Problem description:
Return every record below exactly as written, but leave out the pictures.

BEGIN Data for processing

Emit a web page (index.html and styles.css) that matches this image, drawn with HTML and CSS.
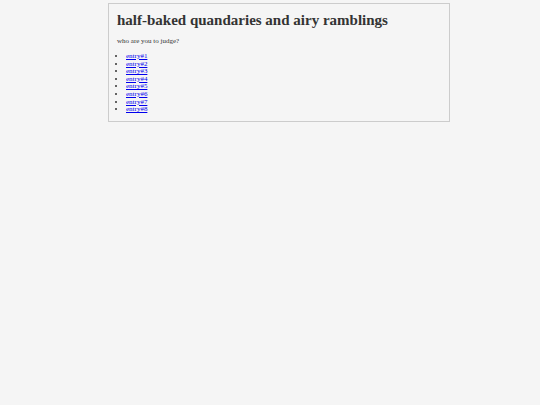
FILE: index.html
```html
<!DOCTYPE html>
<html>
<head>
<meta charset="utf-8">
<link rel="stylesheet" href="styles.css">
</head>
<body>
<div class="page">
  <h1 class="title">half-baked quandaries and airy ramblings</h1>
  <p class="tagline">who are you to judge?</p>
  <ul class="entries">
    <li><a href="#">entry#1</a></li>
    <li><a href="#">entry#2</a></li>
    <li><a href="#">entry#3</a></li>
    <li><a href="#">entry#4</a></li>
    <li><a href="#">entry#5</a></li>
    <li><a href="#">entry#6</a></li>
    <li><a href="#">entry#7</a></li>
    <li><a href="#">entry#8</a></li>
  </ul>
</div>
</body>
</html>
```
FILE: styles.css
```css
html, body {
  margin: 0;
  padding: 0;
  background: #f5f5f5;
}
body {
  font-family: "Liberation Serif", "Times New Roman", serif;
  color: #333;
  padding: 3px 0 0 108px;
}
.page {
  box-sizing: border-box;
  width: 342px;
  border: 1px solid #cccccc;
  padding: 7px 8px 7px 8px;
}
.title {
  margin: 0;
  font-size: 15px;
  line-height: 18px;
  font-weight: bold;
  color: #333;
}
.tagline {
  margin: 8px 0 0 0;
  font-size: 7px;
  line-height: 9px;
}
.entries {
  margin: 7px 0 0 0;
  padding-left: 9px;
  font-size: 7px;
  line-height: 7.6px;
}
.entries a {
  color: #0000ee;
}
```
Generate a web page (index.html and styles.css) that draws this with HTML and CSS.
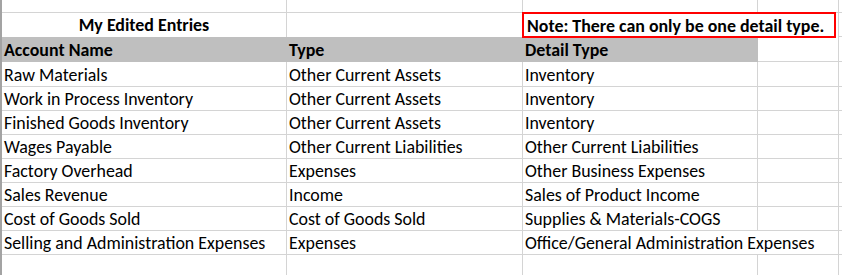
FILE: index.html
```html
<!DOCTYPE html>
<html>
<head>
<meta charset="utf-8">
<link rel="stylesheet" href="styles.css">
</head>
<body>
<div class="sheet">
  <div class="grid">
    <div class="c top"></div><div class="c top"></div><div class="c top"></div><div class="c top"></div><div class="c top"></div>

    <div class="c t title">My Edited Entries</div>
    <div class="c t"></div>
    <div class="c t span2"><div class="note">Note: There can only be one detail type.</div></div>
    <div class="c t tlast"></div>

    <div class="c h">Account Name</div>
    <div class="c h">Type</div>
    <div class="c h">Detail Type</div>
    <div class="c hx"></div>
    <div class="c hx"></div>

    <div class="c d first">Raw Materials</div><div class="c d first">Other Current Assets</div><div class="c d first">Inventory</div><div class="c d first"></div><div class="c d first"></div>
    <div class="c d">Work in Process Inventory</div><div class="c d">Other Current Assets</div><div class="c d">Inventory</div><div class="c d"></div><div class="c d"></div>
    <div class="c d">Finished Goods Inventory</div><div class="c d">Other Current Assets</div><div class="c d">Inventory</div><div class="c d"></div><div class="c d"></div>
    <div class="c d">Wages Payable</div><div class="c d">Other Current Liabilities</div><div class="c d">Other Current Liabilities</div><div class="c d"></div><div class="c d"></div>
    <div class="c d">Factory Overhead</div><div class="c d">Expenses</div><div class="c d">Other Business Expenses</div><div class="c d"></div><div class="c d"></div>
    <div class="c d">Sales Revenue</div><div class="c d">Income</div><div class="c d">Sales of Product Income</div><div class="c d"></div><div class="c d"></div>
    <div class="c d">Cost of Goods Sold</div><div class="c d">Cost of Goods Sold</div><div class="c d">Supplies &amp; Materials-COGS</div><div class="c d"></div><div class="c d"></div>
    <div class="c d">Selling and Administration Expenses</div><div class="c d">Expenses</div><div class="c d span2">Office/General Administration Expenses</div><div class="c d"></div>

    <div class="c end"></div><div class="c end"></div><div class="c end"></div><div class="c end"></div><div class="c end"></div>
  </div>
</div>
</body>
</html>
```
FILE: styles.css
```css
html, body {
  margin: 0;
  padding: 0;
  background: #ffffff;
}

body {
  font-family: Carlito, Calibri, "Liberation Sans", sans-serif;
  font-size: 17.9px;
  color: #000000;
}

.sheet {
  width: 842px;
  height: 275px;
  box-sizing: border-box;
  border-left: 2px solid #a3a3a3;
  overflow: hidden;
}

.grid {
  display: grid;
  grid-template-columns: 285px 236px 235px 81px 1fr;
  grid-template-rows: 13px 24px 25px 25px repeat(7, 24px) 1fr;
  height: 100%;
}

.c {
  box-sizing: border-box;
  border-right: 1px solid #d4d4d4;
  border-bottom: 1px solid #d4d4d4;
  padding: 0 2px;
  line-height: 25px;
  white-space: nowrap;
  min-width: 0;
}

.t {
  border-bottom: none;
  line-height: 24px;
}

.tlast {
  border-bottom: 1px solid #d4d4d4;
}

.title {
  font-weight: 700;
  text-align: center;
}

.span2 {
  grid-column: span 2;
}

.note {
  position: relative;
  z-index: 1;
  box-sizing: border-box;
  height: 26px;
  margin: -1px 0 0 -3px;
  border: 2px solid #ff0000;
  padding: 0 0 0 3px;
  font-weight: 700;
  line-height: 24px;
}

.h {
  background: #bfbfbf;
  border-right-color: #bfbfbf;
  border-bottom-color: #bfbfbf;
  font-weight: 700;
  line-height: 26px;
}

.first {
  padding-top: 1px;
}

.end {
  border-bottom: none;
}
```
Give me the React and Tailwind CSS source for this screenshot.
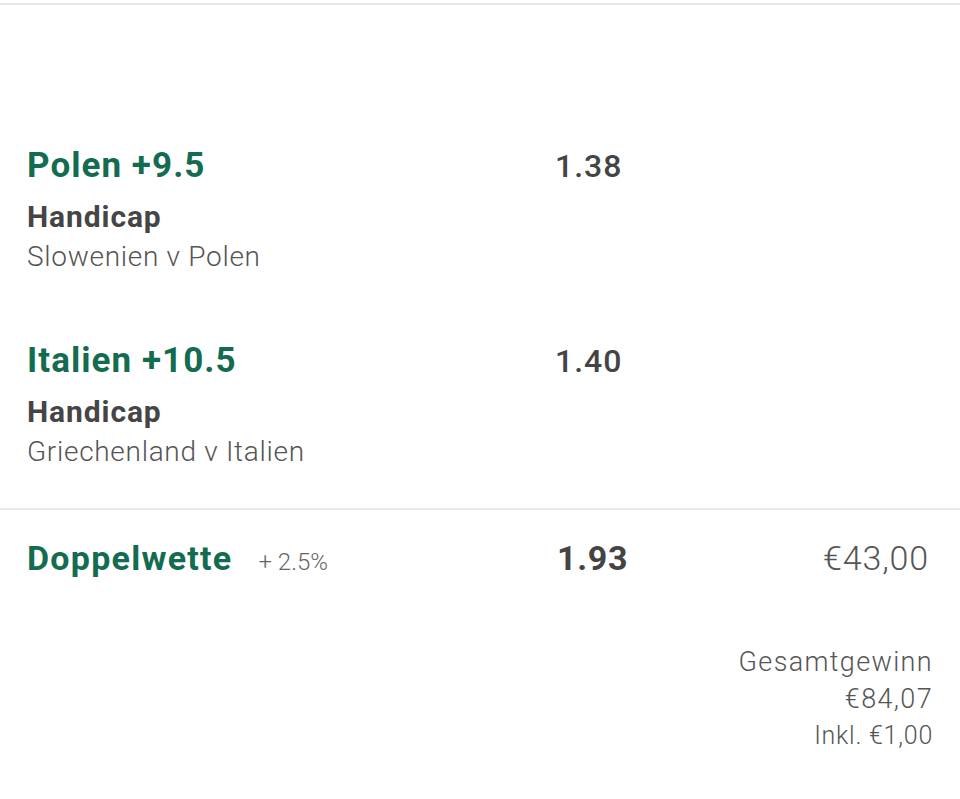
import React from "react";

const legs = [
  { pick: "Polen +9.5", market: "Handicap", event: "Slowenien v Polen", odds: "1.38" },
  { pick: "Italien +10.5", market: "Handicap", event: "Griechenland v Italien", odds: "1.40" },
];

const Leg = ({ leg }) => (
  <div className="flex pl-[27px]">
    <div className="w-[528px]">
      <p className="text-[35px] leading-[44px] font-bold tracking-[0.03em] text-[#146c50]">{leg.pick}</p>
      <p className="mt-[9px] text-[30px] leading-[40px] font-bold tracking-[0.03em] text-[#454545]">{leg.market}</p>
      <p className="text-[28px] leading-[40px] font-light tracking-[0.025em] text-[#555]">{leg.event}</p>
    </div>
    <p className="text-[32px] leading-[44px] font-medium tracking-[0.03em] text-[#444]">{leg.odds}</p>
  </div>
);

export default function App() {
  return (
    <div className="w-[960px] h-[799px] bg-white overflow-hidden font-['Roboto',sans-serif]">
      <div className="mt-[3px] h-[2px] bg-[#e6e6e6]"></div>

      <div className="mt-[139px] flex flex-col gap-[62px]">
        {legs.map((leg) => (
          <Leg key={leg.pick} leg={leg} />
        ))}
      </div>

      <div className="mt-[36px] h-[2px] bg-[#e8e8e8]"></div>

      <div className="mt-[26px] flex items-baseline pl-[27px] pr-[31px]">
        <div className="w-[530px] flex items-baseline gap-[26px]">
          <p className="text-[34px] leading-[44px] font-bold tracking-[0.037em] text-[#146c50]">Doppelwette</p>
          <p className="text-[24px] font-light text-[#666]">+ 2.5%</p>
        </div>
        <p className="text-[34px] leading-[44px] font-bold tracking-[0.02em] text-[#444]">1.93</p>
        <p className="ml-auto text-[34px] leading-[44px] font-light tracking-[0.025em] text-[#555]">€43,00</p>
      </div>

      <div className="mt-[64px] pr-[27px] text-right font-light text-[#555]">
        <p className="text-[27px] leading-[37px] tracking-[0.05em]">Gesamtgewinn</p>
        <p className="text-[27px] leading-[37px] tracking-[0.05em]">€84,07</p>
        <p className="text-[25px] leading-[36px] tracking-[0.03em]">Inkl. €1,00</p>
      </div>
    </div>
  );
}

END Data for processing

Correct result:
Emit a web page (index.html and styles.css) that matches this image, drawn with HTML and CSS.
FILE: index.html
```html
<!DOCTYPE html>
<html>
<head>
<meta charset="utf-8">
<link rel="stylesheet" href="styles.css">
</head>
<body>
<div class="page">
  <h1 class="title">half-baked quandaries and airy ramblings</h1>
  <p class="tagline">who are you to judge?</p>
  <ul class="entries">
    <li><a href="#">entry#1</a></li>
    <li><a href="#">entry#2</a></li>
    <li><a href="#">entry#3</a></li>
    <li><a href="#">entry#4</a></li>
    <li><a href="#">entry#5</a></li>
    <li><a href="#">entry#6</a></li>
    <li><a href="#">entry#7</a></li>
    <li><a href="#">entry#8</a></li>
  </ul>
</div>
</body>
</html>
```
FILE: styles.css
```css
html, body {
  margin: 0;
  padding: 0;
  background: #f5f5f5;
}
body {
  font-family: "Liberation Serif", "Times New Roman", serif;
  color: #333;
  padding: 3px 0 0 108px;
}
.page {
  box-sizing: border-box;
  width: 342px;
  border: 1px solid #cccccc;
  padding: 7px 8px 7px 8px;
}
.title {
  margin: 0;
  font-size: 15px;
  line-height: 18px;
  font-weight: bold;
  color: #333;
}
.tagline {
  margin: 8px 0 0 0;
  font-size: 7px;
  line-height: 9px;
}
.entries {
  margin: 7px 0 0 0;
  padding-left: 9px;
  font-size: 7px;
  line-height: 7.6px;
}
.entries a {
  color: #0000ee;
}
```
Generate a web page (index.html and styles.css) that draws this with HTML and CSS.
FILE: index.html
```html
<!DOCTYPE html>
<html>
<head>
<meta charset="utf-8">
<link rel="stylesheet" href="styles.css">
</head>
<body>
<div class="sheet">
  <div class="grid">
    <div class="c top"></div><div class="c top"></div><div class="c top"></div><div class="c top"></div><div class="c top"></div>

    <div class="c t title">My Edited Entries</div>
    <div class="c t"></div>
    <div class="c t span2"><div class="note">Note: There can only be one detail type.</div></div>
    <div class="c t tlast"></div>

    <div class="c h">Account Name</div>
    <div class="c h">Type</div>
    <div class="c h">Detail Type</div>
    <div class="c hx"></div>
    <div class="c hx"></div>

    <div class="c d first">Raw Materials</div><div class="c d first">Other Current Assets</div><div class="c d first">Inventory</div><div class="c d first"></div><div class="c d first"></div>
    <div class="c d">Work in Process Inventory</div><div class="c d">Other Current Assets</div><div class="c d">Inventory</div><div class="c d"></div><div class="c d"></div>
    <div class="c d">Finished Goods Inventory</div><div class="c d">Other Current Assets</div><div class="c d">Inventory</div><div class="c d"></div><div class="c d"></div>
    <div class="c d">Wages Payable</div><div class="c d">Other Current Liabilities</div><div class="c d">Other Current Liabilities</div><div class="c d"></div><div class="c d"></div>
    <div class="c d">Factory Overhead</div><div class="c d">Expenses</div><div class="c d">Other Business Expenses</div><div class="c d"></div><div class="c d"></div>
    <div class="c d">Sales Revenue</div><div class="c d">Income</div><div class="c d">Sales of Product Income</div><div class="c d"></div><div class="c d"></div>
    <div class="c d">Cost of Goods Sold</div><div class="c d">Cost of Goods Sold</div><div class="c d">Supplies &amp; Materials-COGS</div><div class="c d"></div><div class="c d"></div>
    <div class="c d">Selling and Administration Expenses</div><div class="c d">Expenses</div><div class="c d span2">Office/General Administration Expenses</div><div class="c d"></div>

    <div class="c end"></div><div class="c end"></div><div class="c end"></div><div class="c end"></div><div class="c end"></div>
  </div>
</div>
</body>
</html>
```
FILE: styles.css
```css
html, body {
  margin: 0;
  padding: 0;
  background: #ffffff;
}

body {
  font-family: Carlito, Calibri, "Liberation Sans", sans-serif;
  font-size: 17.9px;
  color: #000000;
}

.sheet {
  width: 842px;
  height: 275px;
  box-sizing: border-box;
  border-left: 2px solid #a3a3a3;
  overflow: hidden;
}

.grid {
  display: grid;
  grid-template-columns: 285px 236px 235px 81px 1fr;
  grid-template-rows: 13px 24px 25px 25px repeat(7, 24px) 1fr;
  height: 100%;
}

.c {
  box-sizing: border-box;
  border-right: 1px solid #d4d4d4;
  border-bottom: 1px solid #d4d4d4;
  padding: 0 2px;
  line-height: 25px;
  white-space: nowrap;
  min-width: 0;
}

.t {
  border-bottom: none;
  line-height: 24px;
}

.tlast {
  border-bottom: 1px solid #d4d4d4;
}

.title {
  font-weight: 700;
  text-align: center;
}

.span2 {
  grid-column: span 2;
}

.note {
  position: relative;
  z-index: 1;
  box-sizing: border-box;
  height: 26px;
  margin: -1px 0 0 -3px;
  border: 2px solid #ff0000;
  padding: 0 0 0 3px;
  font-weight: 700;
  line-height: 24px;
}

.h {
  background: #bfbfbf;
  border-right-color: #bfbfbf;
  border-bottom-color: #bfbfbf;
  font-weight: 700;
  line-height: 26px;
}

.first {
  padding-top: 1px;
}

.end {
  border-bottom: none;
}
```
Give me the React and Tailwind CSS source for this screenshot.
import React from "react";

const legs = [
  { pick: "Polen +9.5", market: "Handicap", event: "Slowenien v Polen", odds: "1.38" },
  { pick: "Italien +10.5", market: "Handicap", event: "Griechenland v Italien", odds: "1.40" },
];

const Leg = ({ leg }) => (
  <div className="flex pl-[27px]">
    <div className="w-[528px]">
      <p className="text-[35px] leading-[44px] font-bold tracking-[0.03em] text-[#146c50]">{leg.pick}</p>
      <p className="mt-[9px] text-[30px] leading-[40px] font-bold tracking-[0.03em] text-[#454545]">{leg.market}</p>
      <p className="text-[28px] leading-[40px] font-light tracking-[0.025em] text-[#555]">{leg.event}</p>
    </div>
    <p className="text-[32px] leading-[44px] font-medium tracking-[0.03em] text-[#444]">{leg.odds}</p>
  </div>
);

export default function App() {
  return (
    <div className="w-[960px] h-[799px] bg-white overflow-hidden font-['Roboto',sans-serif]">
      <div className="mt-[3px] h-[2px] bg-[#e6e6e6]"></div>

      <div className="mt-[139px] flex flex-col gap-[62px]">
        {legs.map((leg) => (
          <Leg key={leg.pick} leg={leg} />
        ))}
      </div>

      <div className="mt-[36px] h-[2px] bg-[#e8e8e8]"></div>

      <div className="mt-[26px] flex items-baseline pl-[27px] pr-[31px]">
        <div className="w-[530px] flex items-baseline gap-[26px]">
          <p className="text-[34px] leading-[44px] font-bold tracking-[0.037em] text-[#146c50]">Doppelwette</p>
          <p className="text-[24px] font-light text-[#666]">+ 2.5%</p>
        </div>
        <p className="text-[34px] leading-[44px] font-bold tracking-[0.02em] text-[#444]">1.93</p>
        <p className="ml-auto text-[34px] leading-[44px] font-light tracking-[0.025em] text-[#555]">€43,00</p>
      </div>

      <div className="mt-[64px] pr-[27px] text-right font-light text-[#555]">
        <p className="text-[27px] leading-[37px] tracking-[0.05em]">Gesamtgewinn</p>
        <p className="text-[27px] leading-[37px] tracking-[0.05em]">€84,07</p>
        <p className="text-[25px] leading-[36px] tracking-[0.03em]">Inkl. €1,00</p>
      </div>
    </div>
  );
}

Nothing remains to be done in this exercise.